> Supplied material
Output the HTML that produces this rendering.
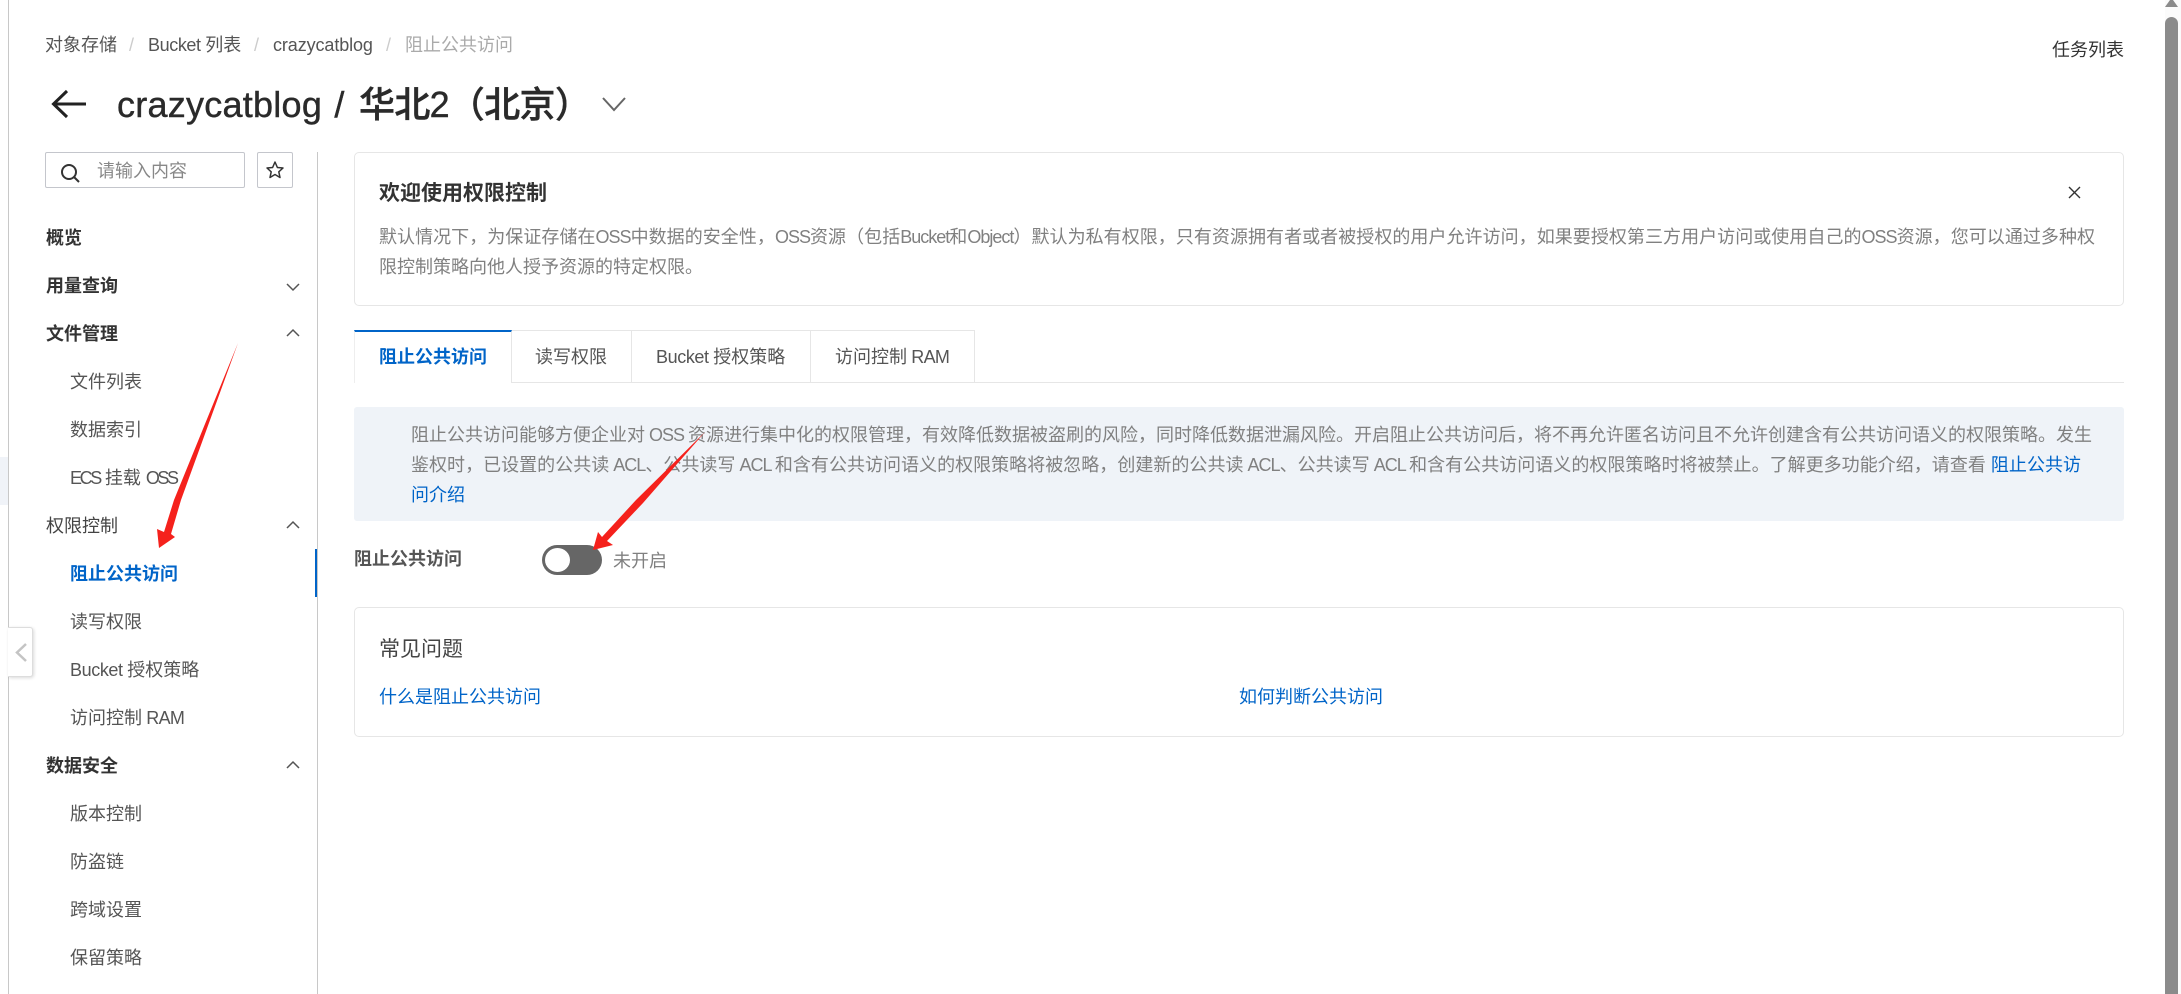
<!DOCTYPE html>
<html lang="zh-CN">
<head>
<meta charset="utf-8">
<title>阻止公共访问</title>
<style>
html,body{margin:0;padding:0;width:2181px;height:994px;overflow:hidden;background:#fff;}
body{position:relative;font-family:"Liberation Sans","Noto Sans CJK SC",sans-serif;font-size:18px;color:#666;}
.t{position:absolute;white-space:nowrap;line-height:30px;height:30px;}
.b{position:absolute;box-sizing:border-box;}
.j{text-align:justify;text-align-last:justify;}
.h{color:#333;font-weight:700;left:46px;}
.i{color:#555;left:70px;}
.l{letter-spacing:-1px;}
.m{letter-spacing:-.7px;}
.s{letter-spacing:-.4px;}
.e{letter-spacing:-2.400px;}
a{color:#0064c8;text-decoration:none;}
svg{position:absolute;overflow:visible;}
</style>
</head>
<body>
<div class="b" style="left:8px;top:0;width:1px;height:994px;background:#c8c8c8"></div>
<div class="b" style="left:0;top:457px;width:8px;height:48px;background:#f0f3f8"></div>

<div class="t" style="left:45px;top:30px;color:#555">对象存储</div>
<div class="t" style="left:129px;top:30px;color:#ccc">/</div>
<div class="t" style="left:148px;top:30px;color:#555"><span class="s">Bucket </span>列表</div>
<div class="t" style="left:254px;top:30px;color:#ccc">/</div>
<div class="t s" style="left:273px;top:30px;color:#555;letter-spacing:-.1px">crazycatblog</div>
<div class="t" style="left:386px;top:30px;color:#ccc">/</div>
<div class="t" style="left:405px;top:30px;color:#aaa">阻止公共访问</div>
<div class="t" style="left:2052px;top:35px;color:#333">任务列表</div>

<svg style="left:52px;top:88px" width="36" height="32" viewBox="0 0 36 32"><path d="M1 16H34M15 3L1.500 16L15 29" fill="none" stroke="#222" stroke-width="3"/></svg>
<div class="t" style="left:117px;top:80px;height:50px;line-height:50px;font-size:36px;font-weight:500;color:#2a2a2a;-webkit-text-stroke:.4px #2a2a2a"><span style="letter-spacing:.25px">crazycatblog</span><span style="letter-spacing:2.300px"> / </span><span style="letter-spacing:-.7px">华北2（北京）</span></div>
<svg style="left:602px;top:96px" width="24" height="16" viewBox="0 0 24 16"><path d="M1 2L12 14L23 2" fill="none" stroke="#666" stroke-width="2"/></svg>

<div class="b" style="left:45px;top:152px;width:200px;height:36px;border:1px solid #c4c6cc;border-radius:2px"></div>
<svg style="left:60px;top:163px" width="20" height="20" viewBox="0 0 20 20"><circle cx="9" cy="9" r="7" fill="none" stroke="#333" stroke-width="2"/><path d="M14 14L19 19" stroke="#333" stroke-width="2"/></svg>
<div class="t" style="left:97px;top:156px;color:#888">请输入内容</div>
<div class="b" style="left:257px;top:152px;width:36px;height:36px;border:1px solid #c4c6cc;border-radius:2px"></div>
<svg style="left:266px;top:161px" width="18" height="18" viewBox="0 0 18 18"><path d="M9 1L11.400 6.500L17 7L12.800 10.800L14 16.500L9 13.500L4 16.500L5.200 10.800L1 7L6.600 6.500Z" fill="none" stroke="#333" stroke-width="1.500" stroke-linejoin="round"/></svg>
<div class="b" style="left:317px;top:152px;width:1px;height:842px;background:#c8c8c8"></div>

<div class="t h" style="top:223px">概览</div>
<div class="t h" style="top:271px">用量查询</div>
<div class="t h" style="top:319px">文件管理</div>
<div class="t i" style="top:367px">文件列表</div>
<div class="t i" style="top:415px">数据索引</div>
<div class="t i" style="top:463px"><span class="e">ECS</span> 挂载 <span class="e">OSS</span></div>
<div class="t" style="left:46px;top:511px;color:#444">权限控制</div>
<div class="t" style="left:70px;top:559px;color:#0064c8;font-weight:700">阻止公共访问</div>
<div class="t i" style="top:607px">读写权限</div>
<div class="t i" style="top:655px"><span class="s">Bucket </span>授权策略</div>
<div class="t i" style="top:703px">访问控制<span class="m"> RAM</span></div>
<div class="t h" style="top:751px">数据安全</div>
<div class="t i" style="top:799px">版本控制</div>
<div class="t i" style="top:847px">防盗链</div>
<div class="t i" style="top:895px">跨域设置</div>
<div class="t i" style="top:943px">保留策略</div>

<svg style="left:0;top:0" width="320" height="800">
<g fill="none" stroke="#555" stroke-width="1.500">
<path d="M287 284L293 290L299 284"/>
<path d="M287 336L293 330L299 336"/>
<path d="M287 528L293 522L299 528"/>
<path d="M287 768L293 762L299 768"/>
</g>
</svg>
<div class="b" style="left:315px;top:549px;width:2px;height:48px;background:#0064c8"></div>

<div class="b" style="left:8px;top:627px;width:25px;height:50px;background:#fff;border:1px solid #ddd;border-left:0;border-radius:0 3px 3px 0;box-shadow:1px 1px 3px rgba(0,0,0,.15)"></div>
<svg style="left:15px;top:643px" width="12" height="20" viewBox="0 0 12 20"><path d="M11 1L2 9.500L11 18" fill="none" stroke="#c4c4c4" stroke-width="2.500"/></svg>

<div class="b" style="left:354px;top:152px;width:1770px;height:154px;border:1px solid #e6e6e6;border-radius:5px"></div>
<div class="t" style="left:379px;top:179px;font-size:21px;font-weight:700;color:#333">欢迎使用权限控制</div>
<svg style="left:2068px;top:186px" width="13" height="13" viewBox="0 0 13 13"><path d="M1 1L12 12M12 1L1 12" stroke="#333" stroke-width="1.400"/></svg>
<div class="t j" style="left:379px;top:222px;width:1716px;color:#808080">默认情况下，为保证存储在<span class="l">OSS</span>中数据的安全性，<span class="l">OSS</span>资源（包括<span class="l">Bucket</span>和<span class="l">Object</span>）默认为私有权限，只有资源拥有者或者被授权的用户允许访问，如果要授权第三方用户访问或使用自己的<span class="l">OSS</span>资源，您可以通过多种权</div>
<div class="t" style="left:379px;top:252px;color:#808080">限控制策略向他人授予资源的特定权限。</div>

<div class="b" style="left:354px;top:382px;width:1770px;height:1px;background:#e6e6e6"></div>
<div class="b" style="left:354px;top:330px;width:158px;height:53px;background:#fff;border-top:2px solid #0064c8;border-right:1px solid #e6e6e6;border-left:1px solid #eee"></div>
<div class="b" style="left:512px;top:330px;width:120px;height:53px;border:1px solid #e6e6e6;border-left:0"></div>
<div class="b" style="left:632px;top:330px;width:179px;height:53px;border:1px solid #e6e6e6;border-left:0"></div>
<div class="b" style="left:811px;top:330px;width:164px;height:53px;border:1px solid #e6e6e6;border-left:0"></div>
<div class="t" style="left:379px;top:342px;color:#0064c8;font-weight:700">阻止公共访问</div>
<div class="t" style="left:535px;top:342px;color:#555">读写权限</div>
<div class="t" style="left:656px;top:342px;color:#555"><span class="s">Bucket </span>授权策略</div>
<div class="t" style="left:835px;top:342px;color:#555">访问控制<span class="m"> RAM</span></div>

<div class="b" style="left:354px;top:407px;width:1770px;height:114px;background:#eff3f8;border-radius:3px"></div>
<div class="t j" style="left:411px;top:420px;width:1680px;color:#808080">阻止公共访问能够方便企业对<span class="l"> OSS </span>资源进行集中化的权限管理，有效降低数据被盗刷的风险，同时降低数据泄漏风险。开启阻止公共访问后，将不再允许匿名访问且不允许创建含有公共访问语义的权限策略。发生</div>
<div class="t j" style="left:411px;top:450px;width:1670px;color:#808080">鉴权时，已设置的公共读<span class="l"> ACL</span>、公共读写<span class="l"> ACL </span>和含有公共访问语义的权限策略将被忽略，创建新的公共读<span class="l"> ACL</span>、公共读写<span class="l"> ACL </span>和含有公共访问语义的权限策略时将被禁止。了解更多功能介绍，请查看 <a href="#">阻止公共访</a></div>
<div class="t" style="left:411px;top:480px"><a href="#">问介绍</a></div>

<div class="t" style="left:354px;top:544px;color:#555;font-weight:700">阻止公共访问</div>
<div class="b" style="left:542px;top:545px;width:60px;height:30px;background:#666;border-radius:15px"></div>
<div class="b" style="left:545px;top:548px;width:25px;height:24px;background:#fff;border-radius:50%"></div>
<div class="t" style="left:613px;top:546px;color:#808080">未开启</div>

<div class="b" style="left:354px;top:607px;width:1770px;height:130px;border:1px solid #e6e6e6;border-radius:5px"></div>
<div class="t" style="left:379px;top:635px;font-size:21px;color:#444">常见问题</div>
<div class="t" style="left:379px;top:682px"><a href="#">什么是阻止公共访问</a></div>
<div class="t" style="left:1239px;top:682px"><a href="#">如何判断公共访问</a></div>

<svg style="left:0;top:0" width="2181" height="994">
<path d="M238 343L181 500L171 534L175 537L159 548L157 529L164 532L174 500Z" fill="#f5211c"/>
<path d="M705 432L643 503L607 541L613 545L593 550L598 532L602 537L636 500Z" fill="#f5211c"/>
</svg>

<div class="b" style="left:2165px;top:0;width:16px;height:994px;background:#fbfbfb"></div>
<div class="b" style="left:2165px;top:17px;width:13px;height:977px;background:#8b8b8b;border-radius:7px 7px 0 0"></div>
<svg style="left:2165px;top:0" width="13" height="8" viewBox="0 0 13 8"><path d="M0 7L5 0H8L13 7Z" fill="#8b8b8b"/></svg>
</body>
</html>
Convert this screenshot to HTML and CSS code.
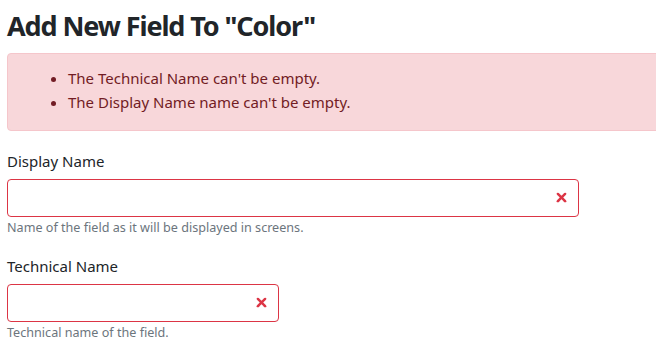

> Exercise prompt
Select and copy every line from the records that includes the word "this".

> In response
Output the HTML that produces this rendering.
Convert this screenshot to HTML and CSS code.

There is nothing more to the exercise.